Le gardien Alexis Gravel l’a côtoyé pendant quatre saisons chez les Mooseheads. Il se rappelle un « rassembleur » et un « leader », doté d’habitudes de travail « incroyables ».

Même s’il ne parle pas français, Barron a toujours « fait de son mieux » pour utiliser ses quelques mots de français avec les joueurs québécois de l’équipe. « Il a toujours fait un effort même si ce n’était pas facile pour lui, raconte Gravel. Moi, il ne m’a jamais dit ‟thank you”, toujours ‟merci”. »

De la profondeur au Colorado

L’Avalanche semblait donc en détenir un bon, mais c’est aussi une équipe qui doit gagner rapidement. Les joueurs en dernière année de contrat sont nombreux, et le contrat « économique » de Nathan MacKinnon (6,3 millions par saison) expire l’an prochain.

De plus, l’Avalanche n’a toujours pas atteint une finale d’association avec son noyau débordant de talent. Le Lightning de Tampa Bay vient de gagner deux Coupes de suite notamment en améliorant son troisième trio, en ajoutant de la hargne, et c’est ce que Lehkonen apportera à Denver.
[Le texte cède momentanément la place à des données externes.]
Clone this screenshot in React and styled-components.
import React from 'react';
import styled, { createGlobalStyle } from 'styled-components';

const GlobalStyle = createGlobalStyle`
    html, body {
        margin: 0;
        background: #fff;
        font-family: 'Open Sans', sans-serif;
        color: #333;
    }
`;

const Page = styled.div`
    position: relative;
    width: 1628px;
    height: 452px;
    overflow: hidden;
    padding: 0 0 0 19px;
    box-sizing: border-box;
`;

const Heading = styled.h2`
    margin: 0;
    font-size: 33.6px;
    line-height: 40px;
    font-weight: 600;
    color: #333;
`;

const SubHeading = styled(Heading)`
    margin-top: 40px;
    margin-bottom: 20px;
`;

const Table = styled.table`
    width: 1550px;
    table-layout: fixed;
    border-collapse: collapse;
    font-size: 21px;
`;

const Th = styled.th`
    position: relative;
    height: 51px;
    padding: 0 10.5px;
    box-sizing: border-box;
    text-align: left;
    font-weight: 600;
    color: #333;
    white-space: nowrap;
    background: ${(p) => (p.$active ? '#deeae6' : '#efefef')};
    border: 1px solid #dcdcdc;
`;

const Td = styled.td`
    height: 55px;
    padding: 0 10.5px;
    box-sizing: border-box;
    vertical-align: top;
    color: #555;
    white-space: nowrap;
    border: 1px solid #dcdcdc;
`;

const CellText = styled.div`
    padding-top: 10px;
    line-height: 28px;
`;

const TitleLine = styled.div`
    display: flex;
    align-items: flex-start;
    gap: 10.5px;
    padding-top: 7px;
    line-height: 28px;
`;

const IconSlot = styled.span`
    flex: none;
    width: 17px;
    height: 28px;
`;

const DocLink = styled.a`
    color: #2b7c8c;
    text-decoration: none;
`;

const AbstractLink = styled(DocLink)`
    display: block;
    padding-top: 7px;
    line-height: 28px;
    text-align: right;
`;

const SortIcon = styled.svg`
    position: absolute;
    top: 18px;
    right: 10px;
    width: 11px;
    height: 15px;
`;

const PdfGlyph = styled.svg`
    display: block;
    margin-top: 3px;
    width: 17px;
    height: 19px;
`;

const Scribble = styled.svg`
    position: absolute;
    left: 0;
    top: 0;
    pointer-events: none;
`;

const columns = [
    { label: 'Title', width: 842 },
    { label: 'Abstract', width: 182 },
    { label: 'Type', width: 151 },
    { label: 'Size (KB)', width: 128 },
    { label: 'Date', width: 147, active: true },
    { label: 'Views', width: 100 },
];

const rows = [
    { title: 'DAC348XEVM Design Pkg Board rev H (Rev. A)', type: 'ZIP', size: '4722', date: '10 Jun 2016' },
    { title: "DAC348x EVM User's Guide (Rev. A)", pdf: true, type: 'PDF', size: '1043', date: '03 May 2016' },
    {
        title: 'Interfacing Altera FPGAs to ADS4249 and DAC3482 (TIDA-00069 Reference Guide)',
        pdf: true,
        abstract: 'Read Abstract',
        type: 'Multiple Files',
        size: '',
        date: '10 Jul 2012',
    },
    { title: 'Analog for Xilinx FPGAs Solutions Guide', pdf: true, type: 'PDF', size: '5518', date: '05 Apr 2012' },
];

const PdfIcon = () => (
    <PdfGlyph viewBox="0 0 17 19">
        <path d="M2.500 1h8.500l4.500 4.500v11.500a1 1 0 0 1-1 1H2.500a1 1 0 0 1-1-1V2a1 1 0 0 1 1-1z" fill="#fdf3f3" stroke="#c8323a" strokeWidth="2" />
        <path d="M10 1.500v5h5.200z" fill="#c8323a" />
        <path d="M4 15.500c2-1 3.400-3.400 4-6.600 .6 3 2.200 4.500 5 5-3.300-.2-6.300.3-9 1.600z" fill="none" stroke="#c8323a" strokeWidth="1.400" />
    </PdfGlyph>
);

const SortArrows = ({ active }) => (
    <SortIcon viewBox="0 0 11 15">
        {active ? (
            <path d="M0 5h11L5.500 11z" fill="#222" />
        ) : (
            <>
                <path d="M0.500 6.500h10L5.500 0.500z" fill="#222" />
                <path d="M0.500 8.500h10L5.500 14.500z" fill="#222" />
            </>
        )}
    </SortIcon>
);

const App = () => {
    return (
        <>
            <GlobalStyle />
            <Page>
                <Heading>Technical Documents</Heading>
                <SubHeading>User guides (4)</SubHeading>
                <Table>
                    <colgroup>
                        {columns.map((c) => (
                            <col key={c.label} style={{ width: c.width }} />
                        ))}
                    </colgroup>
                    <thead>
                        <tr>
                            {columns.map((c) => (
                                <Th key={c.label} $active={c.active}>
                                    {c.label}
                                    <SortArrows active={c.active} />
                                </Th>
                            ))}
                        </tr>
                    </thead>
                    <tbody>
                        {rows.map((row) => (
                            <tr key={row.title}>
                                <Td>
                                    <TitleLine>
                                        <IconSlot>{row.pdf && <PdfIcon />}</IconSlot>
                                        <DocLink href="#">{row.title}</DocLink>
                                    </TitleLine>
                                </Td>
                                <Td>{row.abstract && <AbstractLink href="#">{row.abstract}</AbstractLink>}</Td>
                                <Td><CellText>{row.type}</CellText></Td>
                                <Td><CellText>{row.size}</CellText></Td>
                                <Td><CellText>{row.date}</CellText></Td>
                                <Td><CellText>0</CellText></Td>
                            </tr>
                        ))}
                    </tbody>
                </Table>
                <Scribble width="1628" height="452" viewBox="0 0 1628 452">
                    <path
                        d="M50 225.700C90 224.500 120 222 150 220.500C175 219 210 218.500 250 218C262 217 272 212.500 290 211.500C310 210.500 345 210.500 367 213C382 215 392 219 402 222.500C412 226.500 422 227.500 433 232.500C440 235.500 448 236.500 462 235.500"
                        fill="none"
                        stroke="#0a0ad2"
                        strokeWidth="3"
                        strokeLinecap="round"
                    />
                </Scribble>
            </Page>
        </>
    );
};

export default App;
Le Finlandais a toujours été vu comme un joueur capable d’élever son jeu en séries. En 33 matchs éliminatoires, il a inscrit six buts et six aides, et trois de ses filets étaient des buts gagnants. Le plus mémorable est évidemment celui en prolongation contre les Golden Knights de Vegas, le 24 juin dernier, envoyant le Tricolore en finale de la Coupe Stanley.

Nous pensons qu’il cadrera parfaitement avec notre façon de jouer.

Joe Sakic, directeur général de l’Avalanche du Colorado, au sujet d’Artturi Lehkonen

Comme l’Avalanche, le Canadien a aussi ses enjeux avec le plafond salarial. En ayant droit à l’arbitrage à l’été, Lehkonen menaçait d’ajouter à cette pression, tout ça à une position – l’aile – où le CH est relativement bien nanti.

Hughes n’a pas une obligation de résultats immédiats comme Sakic. C’est pourquoi échanger un joueur de 26 ans, à maturité, contre un jeune de 20 ans, qui n’a pas encore fait ses preuves, tenait la route pour Hughes.

« On se disait souvent qu’on est en bas au classement, mais en haut sur CapFriendly », a blagué Hughes.

Le DG espère maintenant que cette transaction lui permettra d’inverser la position de son équipe à ces deux endroits.